I'm questioning myselfas to why indeterminate forms arise, and why limits that apparently give us indeterminate forms can be resolved with some arithmetic tricks. Why $$\begin{equation*} \lim_{x \rightarrow +\infty} \frac{x+1}{x-1}=\frac{+\infty}{+\infty} \end{equation*} $$

and if I do a simple operation,

$$\begin{equation*} \lim_{x \rightarrow +\infty} \frac{x(1+\frac{1}{x})}{x(1-\frac{1}{x})}=\lim_{x \rightarrow +\infty}\frac{(1+\frac{1}{x})}{(1-\frac{1}{x})}=1 \end{equation*} $$

I understand the logic of the process, but I can't understand why we get different results by "not" changing anything.


So you're looking at something of the form $$\lim_{x \to +\infty} f(x) = \lim_{x \to +\infty}\frac{g(x)}{h(x)} $$ and if this limit exists, say the limit it $L$, then it doesn't matter how we rewrite $f(x)$. However, it's possible you can write $f(x)$ in different ways; e.g. as the quotient of different functions: $$f(x) = \frac{g_1(x)}{h_1(x)} = \frac{g_2(x)}{h_2(x)}$$ The limit of $f$ either exists or not, but it's possible that the individual limits in the numerator and denominator exist, or not. More specifically, it's possible that $$\lim_{x \to +\infty} g_1(x) \quad\mbox{and}\quad \lim_{x \to +\infty} h_1(x)$$ do not exist, while $$\lim_{x \to +\infty} g_2(x) \quad\mbox{and}\quad \lim_{x \to +\infty} h_2(x)$$do exist. What you did by dividing numerator and denominator by $x$, is writing $f(x)$ as another quotient of functions but in such a way that the individual limits in the numerator and denominator now do exist, which allows the use of the rule in blue ("limit of a quotient, is the quotient of the limits; if these two limits exist"): $$\lim_{x \to +\infty} f(x) = \lim_{x \to +\infty}\frac{g_1(x)}{h_1(x)} = \color{blue}{ \lim_{x \to +\infty}\frac{g_2(x)}{h_2(x)} = \frac{\displaystyle \lim_{x \to +\infty} g_2(x)}{\displaystyle \lim_{x \to +\infty} h_2(x)}} = \cdots$$and in this way, also find $\lim_{x \to +\infty} f(x)$.

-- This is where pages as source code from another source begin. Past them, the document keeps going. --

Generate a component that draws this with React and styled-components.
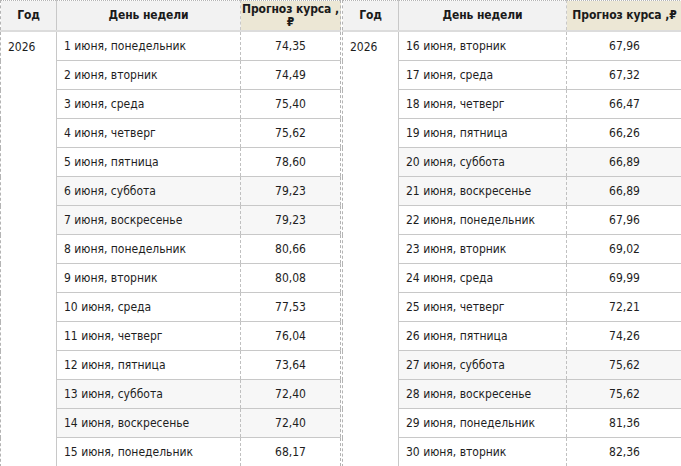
import React from 'react';
import styled, { createGlobalStyle } from 'styled-components';

const GlobalStyle = createGlobalStyle`
  html, body {
    margin: 0;
    padding: 0;
    background: #ffffff;
  }
  body {
    font-family: "DejaVu Sans Condensed", "DejaVu Sans", Tahoma, sans-serif;
    font-size: 12px;
    color: #1e1e1e;
  }
`;

const Page = styled.div`
  display: flex;
  gap: 1px;
  width: 681px;
  height: 466px;
  overflow: hidden;
`;

const Table = styled.table`
  width: ${props => props.width}px;
  table-layout: fixed;
  border-collapse: collapse;
  border: 1px dashed #b4b4b4;
  border-top-style: dotted;
`;

const HeadCell = styled.th`
  height: 29px;
  padding: ${props => (props.accent ? '0' : '0 2px')};
  background: ${props => (props.accent ? '#ece7d5' : '#f2f2f2')};
  border-bottom: 2px solid #dcdcdc;
  border-right: 1px ${props => (props.dashed ? 'dashed' : 'solid')} #c8c8c8;
  font-weight: bold;
  font-size: 12px;
  line-height: 13px;
  letter-spacing: -0.1px;
  text-align: center;
  color: #1a1a1a;
  &:last-child {
    border-right: none;
  }
`;

const YearCell = styled.td`
  vertical-align: top;
  padding: 8px 7px;
  background: #ffffff;
  border-right: 1px solid #c8c8c8;
`;

const DayCell = styled.td`
  height: 28px;
  padding: 0 7px;
  border-bottom: 1px solid #c8c8c8;
  border-right: 1px dashed #c0c0c0;
  background: ${props => (props.weekend ? '#f7f7f7' : '#ffffff')};
  white-space: nowrap;
`;

const ValueCell = styled.td`
  height: 28px;
  padding: 0;
  text-align: center;
  border-bottom: 1px solid #c8c8c8;
  background: ${props => (props.weekend ? '#f7f7f7' : '#ffffff')};
`;

const left = [
  ['1 июня, понедельник', '74,35'],
  ['2 июня, вторник', '74,49'],
  ['3 июня, среда', '75,40'],
  ['4 июня, четверг', '75,62'],
  ['5 июня, пятница', '78,60'],
  ['6 июня, суббота', '79,23', true],
  ['7 июня, воскресенье', '79,23', true],
  ['8 июня, понедельник', '80,66'],
  ['9 июня, вторник', '80,08'],
  ['10 июня, среда', '77,53'],
  ['11 июня, четверг', '76,04'],
  ['12 июня, пятница', '73,64'],
  ['13 июня, суббота', '72,40', true],
  ['14 июня, воскресенье', '72,40', true],
  ['15 июня, понедельник', '68,17'],
];

const right = [
  ['16 июня, вторник', '67,96'],
  ['17 июня, среда', '67,32'],
  ['18 июня, четверг', '66,47'],
  ['19 июня, пятница', '66,26'],
  ['20 июня, суббота', '66,89', true],
  ['21 июня, воскресенье', '66,89', true],
  ['22 июня, понедельник', '67,96'],
  ['23 июня, вторник', '69,02'],
  ['24 июня, среда', '69,99'],
  ['25 июня, четверг', '72,21'],
  ['26 июня, пятница', '74,26'],
  ['27 июня, суббота', '75,62', true],
  ['28 июня, воскресенье', '75,62', true],
  ['29 июня, понедельник', '81,36'],
  ['30 июня, вторник', '82,36'],
];

function ForecastTable({ rows, cols, width }) {
  return (
    <Table width={width}>
      <colgroup>
        {cols.map((w, i) => (
          <col key={i} style={{ width: w }} />
        ))}
      </colgroup>
      <thead>
        <tr>
          <HeadCell>Год</HeadCell>
          <HeadCell dashed>День недели</HeadCell>
          <HeadCell accent>
            Прогноз курса{'\u00A0'},<wbr />₽
          </HeadCell>
        </tr>
      </thead>
      <tbody>
        {rows.map(([day, value, weekend], i) => (
          <tr key={day}>
            {i === 0 && <YearCell rowSpan={rows.length}>2026</YearCell>}
            <DayCell weekend={weekend}>{day}</DayCell>
            <ValueCell weekend={weekend}>{value}</ValueCell>
          </tr>
        ))}
      </tbody>
    </Table>
  );
}

export default function App() {
  return (
    <>
      <GlobalStyle />
      <Page>
        <ForecastTable rows={left} cols={[56, 184, 100]} width={340} />
        <ForecastTable rows={right} cols={[56, 168, 116]} width={340} />
      </Page>
    </>
  );
}
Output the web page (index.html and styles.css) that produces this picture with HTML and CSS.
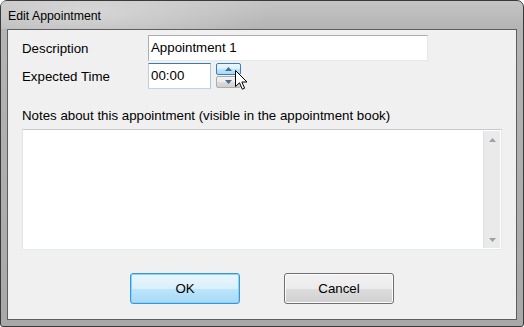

When you try to apply that rule but the individual limits do not exist, you "go back" and try something else, such as rewriting/simplifying $f(x)$; this is precisely what happens: $$\begin{align} \lim_{x \rightarrow +\infty} f(x) & = \lim_{x \rightarrow +\infty} \frac{x+1}{x-1} \color{red}{\ne} \frac{\displaystyle \lim_{x \rightarrow +\infty} (x+1)}{\displaystyle \lim_{x \rightarrow +\infty} (x-1)}= \frac{+\infty}{+\infty} = \; ? \\[7pt] & = \lim_{x \rightarrow +\infty} \frac{1+\tfrac{1}{x}}{1-\tfrac{1}{x}} \color{green}{=} \frac{\displaystyle \lim_{x \rightarrow +\infty} (1+\tfrac{1}{x})}{\displaystyle \lim_{x \rightarrow +\infty} (1-\tfrac{1}{x})} = \frac{1+0}{1+0} = 1 \\ \end{align}$$


Really, this has to do with the definition of continuity. The function $Q(x,y) = x/y$ is continuous except at $y = 0$. Thus, whenever $f(t) \to L_f$ and $g(t) \to L_g \neq 0$, we have $$ \lim_{t \to a} \frac{f(t)}{g(t)} = \lim_{t \to a} Q(f(t),g(t)) = \lim_{(x,y) \to (L_f,L_g)}Q(x,y) = Q(L_f,L_g) $$ However, $Q$ is not continuous at $(0,0)$. In particular, $\lim_{(x,y) \to (0,0)}Q(x,y)$ does not exist. We therefore state that $Q(0,0) = 0/0$ is an indeterminate form.

Similarly, $Q$ is "discontinuous at $\infty$", since $\lim_{(x,y) \to (\infty, \infty)}Q(x,y)$ does not exist. So, $\infty/\infty$ is an indeterminate form.


An inderterminate form just means that we have to take a closer look to understand what happens. Continuing with your example, we have $$ "\lim_{x \rightarrow +\infty} \frac{x+1}{2x-1}=\frac{+\infty}{+\infty}" $$ then seing things in more details: $$ \lim_{x \rightarrow +\infty} \frac{x+1}{2x-1}=\lim_{x \rightarrow +\infty} \frac{x(1+\frac{1}{x})}{x(2-\frac{1}{x})}=\lim_{x \rightarrow +\infty}\frac{(1+\frac{1}{x})}{(2-\frac{1}{x})}=\frac12. $$ The indeterminate form is the same, the result is different. An indeterminate form means the result is not automatic, many results are possible.